On November 17, 2018 the LA Times published an article titled: “California fire: If you stay, you’re dead. How a Paradise nursing home evacuated.”
By Steve Moran
As some of you know, my hometown is Paradise, California — which was recently obliterated by a wildfire, the worst fire ever in the history of California. It has been a long long time since I lived there and I have no family there, so the personal impact is all emotional.
But it still hits extremely close to home. I know about a dozen people who have lost their homes. The church I grew up and was baptized in burned to the ground. It looks like the house my parents rented when we first moved there is ashes and they have not yet inspected the home I did most of my growing up in.
Because of all this, I have been watching the aftermath with deep, unbelievable sadness as each day the number of human remains found grows, as does the number of homes and building that were destroyed.
Getting It As Right As It Gets
The fire destroyed a number of senior living communities in Paradise too. On November 17, 2,018 the LA Times published an article titled: “California fire: If you stay, you’re dead. How a Paradise nursing home evacuated.” — which was about the successful evacuation of 91 residents from Cypress Meadows, a Plum Healthcare nursing home, that burned to the ground.

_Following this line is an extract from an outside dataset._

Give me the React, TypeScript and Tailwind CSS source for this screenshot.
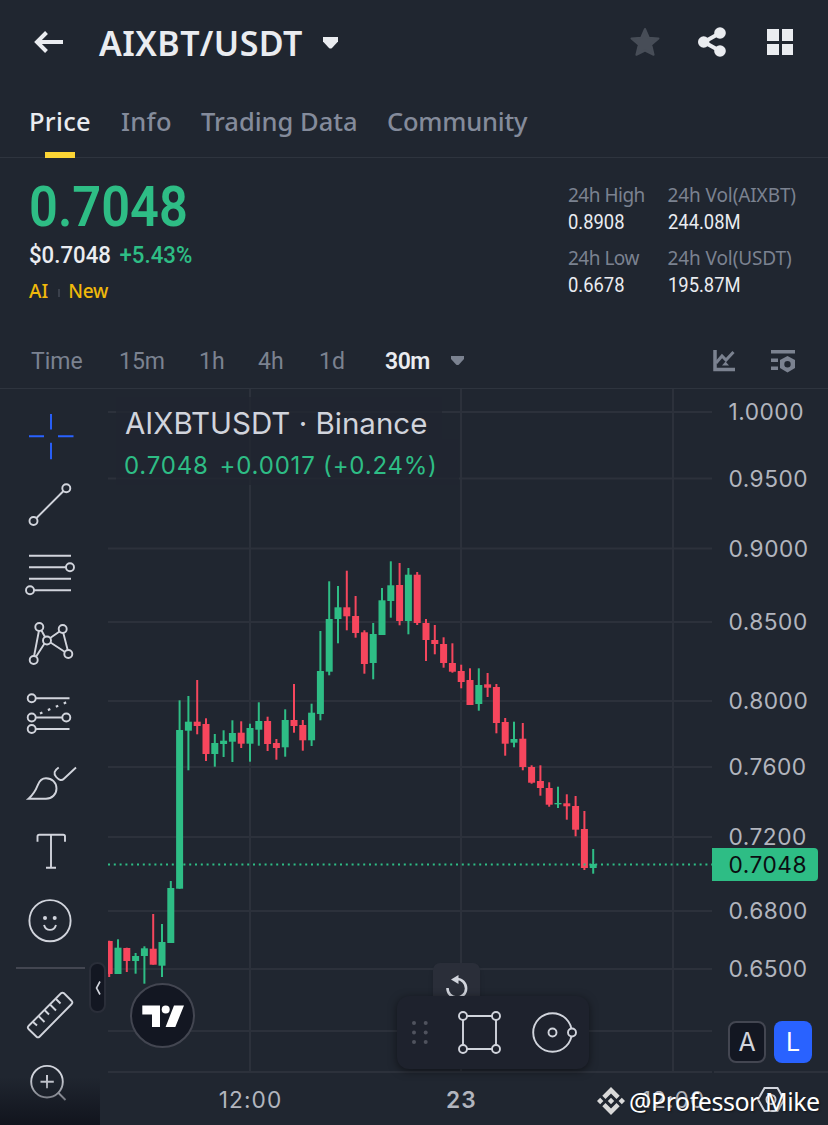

It is a story of heroics and courage. It is a story of the goodness of people.
It Starts Like This
How do you evacuate a nursing home when the deadliest wildfire in California history is bearing down and there are 91 men and women to move to safety — patients in need of walkers or wheelchairs or confined to hospital beds, suffering from dementia, recovering from strokes?
The fire is coming fast. Help is not.